SUPPLIED DATA.

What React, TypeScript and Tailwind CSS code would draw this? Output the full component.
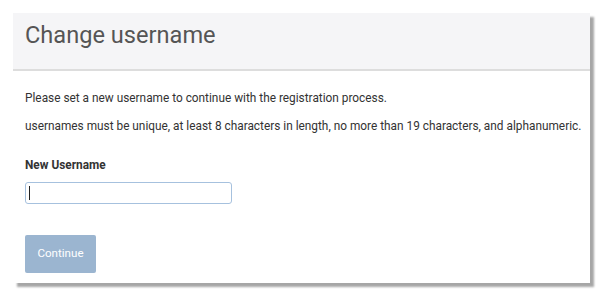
import React from "react";

export default function App() {
  return (
    <div className="w-[600px] h-[303px] bg-white pt-[13px] pl-[13px]" style={{ fontFamily: "Roboto, 'Liberation Sans', sans-serif" }}>
      <div className="w-[577px] h-[270px] bg-white flex flex-col shadow-[4px_4px_2px_rgba(0,0,0,0.35)]">
        <div className="h-[58px] bg-[#f5f5f7] border-b-2 border-[#dddddd] pl-[12px] pt-[8px]">
          <h1 className="text-[23.6px] text-[#555555] leading-[28px]">Change username</h1>
        </div>
        <div className="pl-[12px] pt-[17px] text-[#333333] text-[11.85px]">
          <p className="leading-[20px]">Please set a new username to continue with the registration process.</p>
          <p className="leading-[20px] mt-[8px] whitespace-nowrap">usernames must be unique, at least 8 characters in length, no more than 19 characters, and alphanumeric.</p>
          <label className="block font-bold leading-[20px] mt-[19px]">New Username</label>
          <div className="mt-[7px] w-[207px] h-[22px] border border-[#a6c1de] rounded-[3px] flex items-center pl-[3px]">
            <div className="w-px h-[14px] bg-[#222]"></div>
          </div>
          <button className="mt-[31px] w-[71px] h-[38px] bg-[#9bb5d0] text-white text-[11.6px] rounded-[2px]">Continue</button>
        </div>
      </div>
    </div>
  );
}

WHAT YOU WILL DO.
Begin at the first line of the data above and repeat each line exactly, stopping after the line containing "import React from". Omit the pictures.

WORKED SOLUTION.
What React, TypeScript and Tailwind CSS code would draw this? Output the full component.
import React from "react";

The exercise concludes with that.